As with most federal holidays, the stock and bond markets will be closed in observance of the holiday, and since it falls on a Sunday this year, markets will be closed on Monday, June 20th.
What is Juneteenth?
Juneteenth (short for “June Nineteenth”) commemorates the ending of slavery in the United States, a celebration of the freedom granted to African-Americans that is focused on education and achievement.
Though the Thirteenth Amendment abolishing slavery was adopted on Dec. 18, 1865, June 19 marks the day when black slaves were first notified of their emancipation via the announcement by General Gordon Granger of the Union Army on June 19, 1865, in Galveston, Texas.
African-Americans have celebrated this day for over 155 years. Now, all Americans join in that celebration to mark this historic milestone toward delivering on the promise of this country’s founding principle that “all men are created equal.”
Juneteenth is often referred to as the nation’s second independence day. It is celebrated similar to most American summer holidays with barbecues, parades and other outdoor activities.
Celebrating the Holiday
Private employers are not obligated to provide workers with paid time off for any federal holiday, though many will observe Juneteenth, including the securities industry where markets will be shut.

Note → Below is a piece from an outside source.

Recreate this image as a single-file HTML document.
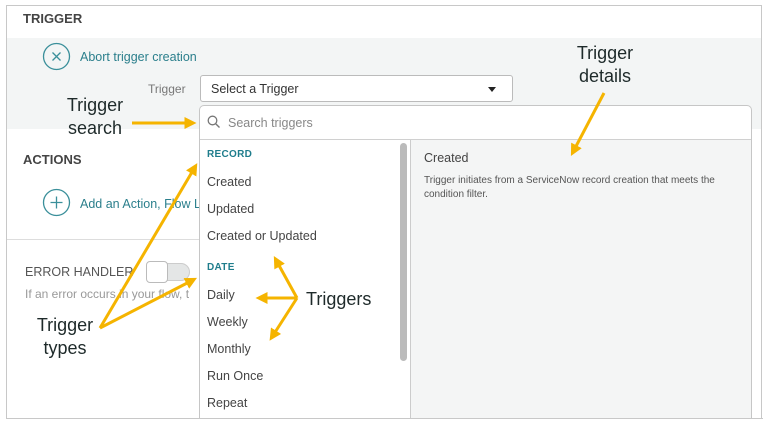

Private employers can do a number of things to recognize this newest holiday. One step is to provide workers paid time off so they can celebrate the holiday with family, friends and community.
If that’s impractical, employers may elect to offer employees time and a half for working on a holiday, similar to other holidays.
Perhaps the most important step an employer can take is to discuss and celebrate the holiday in the workplace. According to a 2021 Gallup survey, nearly two-thirds of Americans have little or no knowledge of Juneteenth.1 That comes as no surprise since this bit of history is generally not taught in school.
For businesses that seek to be socially active in their community, they may want to consider ways to celebrate Juneteenth in the years ahead. Some ideas to consider are hosting a community event; encouraging libraries, city hall and private businesses to place Juneteenth displays and signs outside; and recognizing African-American community leaders and achievements.